In other words, I am discovering that gear is important after all. Who would have thought right? Of course I don’t mean in terms of pixels and sharpness and low-light sensitivity and all that somewhat boring stuff but purely and simply in terms of feel. Physical feel; the camera in the hand as an extension of me. The balance, the handling, the texture, the weight, the click of the dials, the push of the buttons, all of these things are important, vital even, if creativity’s current is going to flow unhindered from eyes, to heart, to hand, to camera. Of course, I’ve known this for a long time but this is perhaps the first time I have actually felt it. Felt it with my heart rather than known it with my brain.
But don’t get me wrong. I am not wanting to get all mushy and esoteric or anything like that.
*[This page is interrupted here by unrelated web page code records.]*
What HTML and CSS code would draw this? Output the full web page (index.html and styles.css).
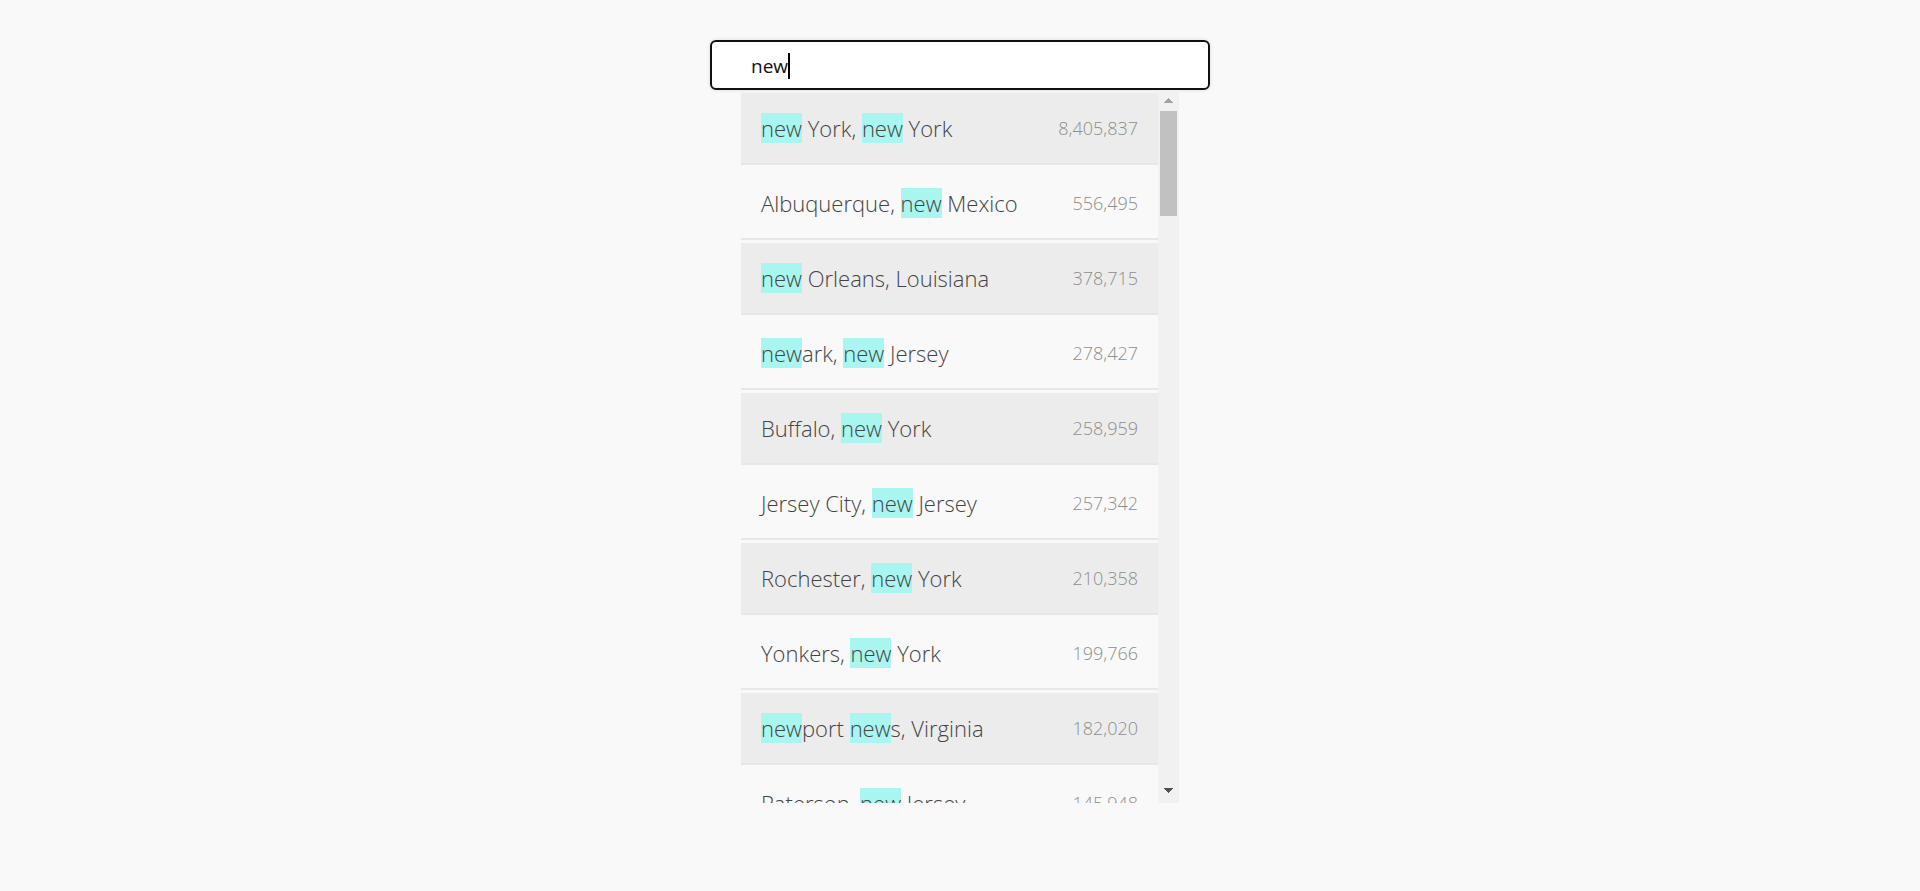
FILE: index.html
```html
<!DOCTYPE html>
<html lang="en">
<head>
<meta charset="utf-8">
<title>Type Ahead</title>
<link rel="stylesheet" href="styles.css">
</head>
<body>
<form class="search-form">
  <div class="search"><span class="search-text">new</span><span class="caret"></span></div>
  <div class="results">
    <ul class="suggestions">
      <li><span class="name"><span class="hl">new</span> York, <span class="hl">new</span> York</span><span class="population">8,405,837</span></li>
      <li><span class="name">Albuquerque, <span class="hl">new</span> Mexico</span><span class="population">556,495</span></li>
      <li><span class="name"><span class="hl">new</span> Orleans, Louisiana</span><span class="population">378,715</span></li>
      <li><span class="name"><span class="hl">new</span>ark, <span class="hl">new</span> Jersey</span><span class="population">278,427</span></li>
      <li><span class="name">Buffalo, <span class="hl">new</span> York</span><span class="population">258,959</span></li>
      <li><span class="name">Jersey City, <span class="hl">new</span> Jersey</span><span class="population">257,342</span></li>
      <li><span class="name">Rochester, <span class="hl">new</span> York</span><span class="population">210,358</span></li>
      <li><span class="name">Yonkers, <span class="hl">new</span> York</span><span class="population">199,766</span></li>
      <li><span class="name"><span class="hl">new</span>port <span class="hl">new</span>s, Virginia</span><span class="population">182,020</span></li>
      <li><span class="name">Paterson, <span class="hl">new</span> Jersey</span><span class="population">145,948</span></li>
    </ul>
    <div class="scrollbar" aria-hidden="true">
      <div class="scroll-btn up"></div>
      <div class="scroll-thumb"></div>
      <div class="scroll-space"></div>
      <div class="scroll-btn down"></div>
    </div>
  </div>
</form>
</body>
</html>
```

FILE: styles.css
```css
html, body {
  margin: 0;
  padding: 0;
}

body {
  background: #f9f9f9;
  font-family: "Open Sans", "Segoe UI", "Liberation Sans", sans-serif;
}

.search-form {
  width: 500px;
  margin: 40px auto 0;
}

.search {
  box-sizing: border-box;
  height: 50px;
  background: #ffffff;
  border: 2px solid #111111;
  border-radius: 6px;
  box-shadow: 0 0 4px rgba(0, 0, 0, 0.12);
  padding: 2px 0 0 39px;
  display: flex;
  align-items: center;
  font-size: 19px;
  color: #111111;
}

.caret {
  width: 2px;
  height: 26px;
  background: #000000;
}

.results {
  width: 438px;
  height: 713px;
  margin: 0 auto;
  display: flex;
}

.suggestions {
  flex: 1;
  margin: 0;
  padding: 3px 0 0;
  list-style: none;
  overflow: hidden;
}

.suggestions li {
  height: 70px;
  border-bottom: 2px solid #e7e7e7;
  margin-bottom: 3px;
  padding: 0 20px;
  display: flex;
  justify-content: space-between;
  align-items: center;
  background: #f9f9f9;
}

.suggestions li:nth-child(odd) {
  background: #ececec;
}

.name {
  font-size: 22px;
  font-weight: 300;
  color: #444444;
}

.hl {
  background: #a8f6ef;
}

.population {
  font-size: 18px;
  font-weight: 300;
  color: #8e8e8e;
}

.scrollbar {
  width: 21px;
  flex: none;
  background: #f1f1f1;
  display: flex;
  flex-direction: column;
}

.scroll-btn {
  height: 20px;
  background-repeat: no-repeat;
  background-position: center;
  background-size: 9px 5px;
}

.scroll-btn.up {
  background-image: conic-gradient(from 138deg at 50% 0%, #a3a3a3 0deg 84deg, transparent 84deg);
}

.scroll-btn.down {
  height: 25px;
  background-image: conic-gradient(from -42deg at 50% 100%, #505050 0deg 84deg, transparent 84deg);
}

.scroll-thumb {
  height: 105px;
  margin: 1px 2px 0;
  background: #c1c1c1;
}

.scroll-space {
  flex: 1;
}
```
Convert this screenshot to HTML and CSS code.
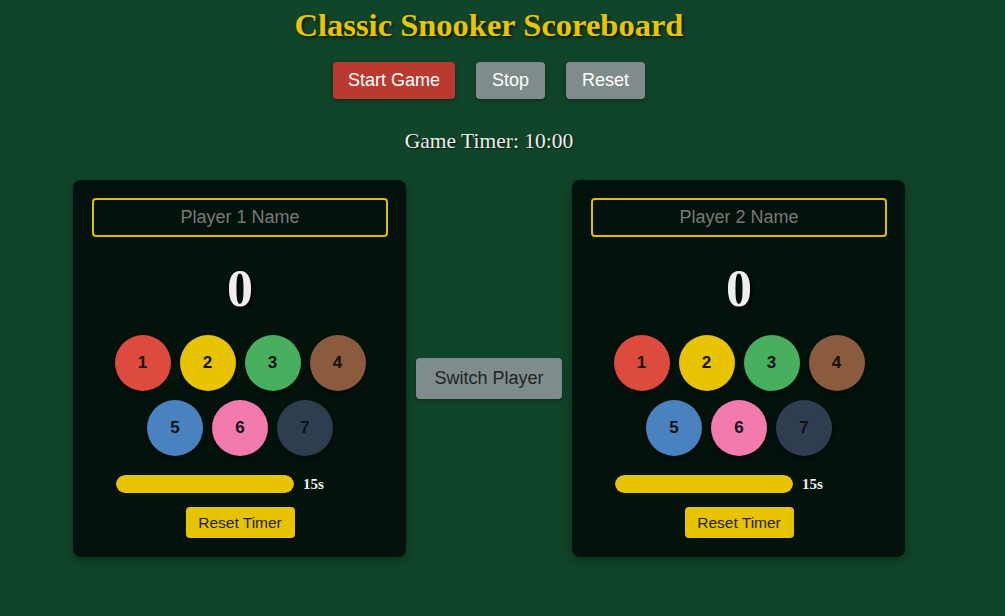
FILE: index.html
```html
<!DOCTYPE html>
<html lang="en">
<head>
<meta charset="utf-8">
<title>Classic Snooker Scoreboard</title>
<link rel="stylesheet" href="styles.css">
</head>
<body>
<div class="page">
  <h1 class="title">Classic Snooker Scoreboard</h1>
  <div class="controls">
    <button class="btn btn-start">Start Game</button>
    <button class="btn btn-grey">Stop</button>
    <button class="btn btn-grey">Reset</button>
  </div>
  <div class="game-timer">Game Timer: 10:00</div>
  <div class="board">
    <div class="card">
      <input class="name" type="text" placeholder="Player 1 Name">
      <div class="score">0</div>
      <div class="balls">
        <button class="ball red">1</button>
        <button class="ball yellow">2</button>
        <button class="ball green">3</button>
        <button class="ball brown">4</button>
        <button class="ball blue">5</button>
        <button class="ball pink">6</button>
        <button class="ball black">7</button>
      </div>
      <div class="shot">
        <div class="bar"><div class="fill" style="width:100%"></div></div>
        <span class="secs">15s</span>
      </div>
      <button class="reset-timer">Reset Timer</button>
    </div>
    <button class="switch">Switch Player</button>
    <div class="card">
      <input class="name" type="text" placeholder="Player 2 Name">
      <div class="score">0</div>
      <div class="balls">
        <button class="ball red">1</button>
        <button class="ball yellow">2</button>
        <button class="ball green">3</button>
        <button class="ball brown">4</button>
        <button class="ball blue">5</button>
        <button class="ball pink">6</button>
        <button class="ball black">7</button>
      </div>
      <div class="shot">
        <div class="bar"><div class="fill" style="width:100%"></div></div>
        <span class="secs">15s</span>
      </div>
      <button class="reset-timer">Reset Timer</button>
    </div>
  </div>
</div>
</body>
</html>
```
FILE: styles.css
```css
html, body {
  margin: 0;
  padding: 0;
  background: #11452a;
  height: 100%;
}
body {
  font-family: "Liberation Serif", "Times New Roman", serif;
  color: #eeeeee;
}
.page {
  width: 978px;
  display: flex;
  flex-direction: column;
  align-items: center;
}
.title {
  margin: 7px 0 0;
  font-size: 32.5px;
  line-height: 36px;
  font-weight: bold;
  color: #e9c400;
  text-shadow: 2px 2px 3px rgba(0, 0, 0, 0.6);
}
.controls {
  margin-top: 19px;
  display: flex;
  gap: 21px;
}
.btn {
  height: 37px;
  padding: 0 15px;
  border: none;
  border-radius: 4px;
  font-family: "Liberation Sans", Arial, sans-serif;
  font-size: 18px;
  color: #ffffff;
  box-shadow: 0 2px 5px rgba(0, 0, 0, 0.35);
}
.btn-start { background: #b83a30; }
.btn-grey { background: #7f8c8b; padding: 0 16px; }
.game-timer {
  margin-top: 30px;
  font-size: 21.5px;
  line-height: 24px;
  color: #eeeeee;
  text-shadow: 1px 1px 2px rgba(0, 0, 0, 0.7);
}
.board {
  margin-top: 27px;
  display: flex;
  gap: 10px;
  align-items: center;
}
.card {
  width: 333px;
  box-sizing: border-box;
  padding: 18px 18px 19px 19px;
  background: #03120a;
  border-radius: 8px;
  box-shadow: 0 4px 12px rgba(0, 0, 0, 0.35);
  display: flex;
  flex-direction: column;
  align-items: center;
}
.name {
  width: 296px;
  height: 39px;
  box-sizing: border-box;
  margin: 0;
  border: 2px solid #e0bd00;
  border-radius: 4px;
  background: transparent;
  text-align: center;
  font-family: "Liberation Sans", Arial, sans-serif;
  font-size: 18px;
  color: #eeeeee;
}
.name::placeholder { color: #777b78; }
.score {
  margin-top: 22px;
  font-size: 52px;
  line-height: 60px;
  font-weight: bold;
  color: #eeeeee;
  text-shadow: 2px 2px 3px rgba(0, 0, 0, 0.8);
}
.balls {
  margin-top: 16px;
  width: 296px;
  display: flex;
  flex-wrap: wrap;
  justify-content: center;
  gap: 9px;
}
.ball {
  width: 56px;
  height: 56px;
  border-radius: 50%;
  border: none;
  padding: 0;
  font-family: "Liberation Sans", Arial, sans-serif;
  font-weight: bold;
  font-size: 17px;
  color: #111111;
  box-shadow: 0 2px 4px rgba(0, 0, 0, 0.4);
}
.red { background: #dd4b3e; }
.yellow { background: #e8c300; }
.green { background: #48af5e; }
.brown { background: #8a5b3e; }
.blue { background: #4a82bf; }
.pink { background: #f27aad; }
.black { background: #2f3d50; }
.shot {
  margin-top: 19px;
  align-self: flex-start;
  margin-left: 24px;
  display: flex;
  align-items: center;
  gap: 9px;
}
.bar {
  width: 178px;
  height: 18px;
  border-radius: 9px;
  background: #333;
  overflow: hidden;
}
.fill {
  height: 100%;
  background: #e8c300;
  border-radius: 9px;
}
.secs {
  font-size: 15px;
  font-weight: bold;
  color: #eeeeee;
}
.reset-timer {
  margin-top: 14px;
  width: 109px;
  height: 31px;
  border: none;
  border-radius: 4px;
  background: #e8c300;
  font-family: "Liberation Sans", Arial, sans-serif;
  font-size: 15.5px;
  color: #222222;
  padding: 0;
}
.switch {
  margin-top: 19px;
  width: 146px;
  height: 41px;
  border: none;
  border-radius: 4px;
  background: #7f8c8b;
  font-family: "Liberation Sans", Arial, sans-serif;
  font-size: 18px;
  color: #1e2426;
  padding: 0;
  box-shadow: 0 2px 5px rgba(0, 0, 0, 0.3);
}
```
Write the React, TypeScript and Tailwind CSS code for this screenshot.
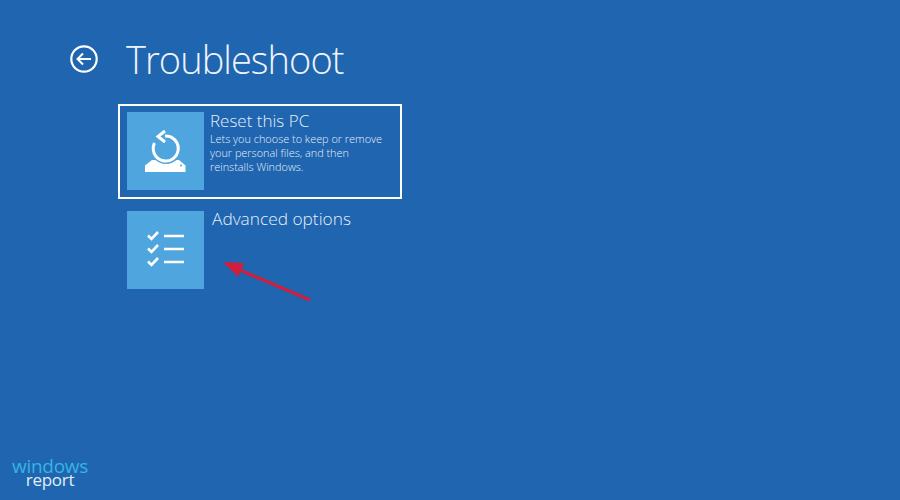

I do not see this as some kind of spiritual connection between me and a camera. This is little more than a case of conditioned stimulus. I hold a camera and I feel creative, just as Pavlov’s dog would drool upon hearing a bell ring. It’s not magic. It does appear, however, to be dependent on the gear. I say “appear” because I am well aware that I could be reading way too much into this. I’ve been told I have a tendency to do that.
Anyway, a couple of days ago, on my way to work at around 7AM, I was taking a long way to work along one of our prettier streets—lined with restaurants and cafes on one side and a park on the other—when I noticed a group of people enjoying breakfast. There were eight of them chatting and eating and in-between the plates of fried eggs and French toast there was a bunch of cameras. The discussion was about cameras of course but the little I overheard immediately piqued my interest so I stopped and invited myself to join the conversation.
This group of photographers meet up once a month for an early morning photo-walk. They pick a place to meet, walk around taking pictures and finish up at a café before they each head off to work. A fairly typical photo-walk group. Except for one thing. Every now and then, including this particular morning, they would all swap cameras for the entire outing. They would each use their own SD card but in someone else’s camera. Then, over breakfast, they would discuss how the cameras felt to use. I gathered that they were all passionate amateurs rather than hard-core photography nerds and met like this once a month more for the social interaction than in the hope of capturing that elusive once-in-a-lifetime shot. The conversation never got more technical than the shape of the thumb rest on the back of one of the cameras. What a couple of them did say though was along the lines of “I like the way it did this-or-that but it never felt quite right in the hand”. On the other hand, one woman said that as soon as she picked up the camera she had been given, she felt right at home with it; more so than her own camera. She said, “It felt instantly fun and cheerful.” From the short time I spent with this group I got the impression that she might have been describing herself. And maybe that is part of it, the right camera, the one that feels right, is the one that matches our nature or our temperament. Which might explain why one photographer might rave about a particular camera while another shoots it down. They may well talk about the technical aspects to prove their respective points but in reality it may just be about how the camera feels to them, or should I say, how the camera makes them feel.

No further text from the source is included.